Balaclava Bay is a bay situated on the edge of Portland Harbour, where the breakwater meets the island, at the northern end of the Isle of Portland, Dorset, in southern England. The bay is overlooked by the Victorian East Weare Battery, built in the 1860s to protect the harbour. The nearest road within the dockyard of Portland Port is named Balaclava Road.

==Background==
The bay was created in Victorian times by the construction of the inner breakwater at Portland Harbour. The bay is within the boundary of Portland Port, and is accessible by kayaks and boats, while divers often use the bay. One wreck, known as the Dredger, lies within the sheltered bay.
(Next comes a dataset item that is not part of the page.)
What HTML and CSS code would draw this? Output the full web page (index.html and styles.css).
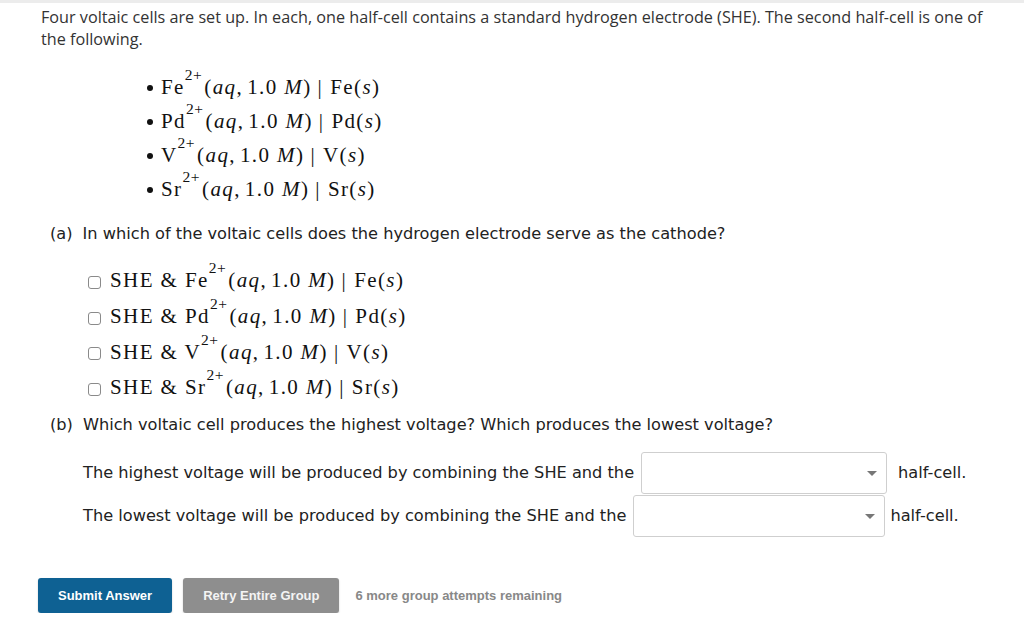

In January 2010, Weymouth and Portland Borough Council passed plans for a power station at Portland Port, which was to generate electricity by burning palm oil from Indonesia. The power station was due to be situated at Balaclava Bay. The company W4B were unable to finance the plant. The plant plan received much objection from local citizens, and saw the formation of the protest organisation "No Oil Palm Energy" (NOPE).

During the Second World War a number of anti-invasion structures were placed at Balaclava Bay, constructed between 1940 and 1941. An anti boat landing obstacle was laid offshore, compromising of a line of stone boulders. On the shore a minefield was laid, using mine 'B', type 'C', forming part of the Dorset coast defences and the Isle of Portland defences. It had been cleared by 1946. A little further south was a coast artillery searchlight. Another coast artillery searchlight, constructed during 1940–41, was situated further south of this.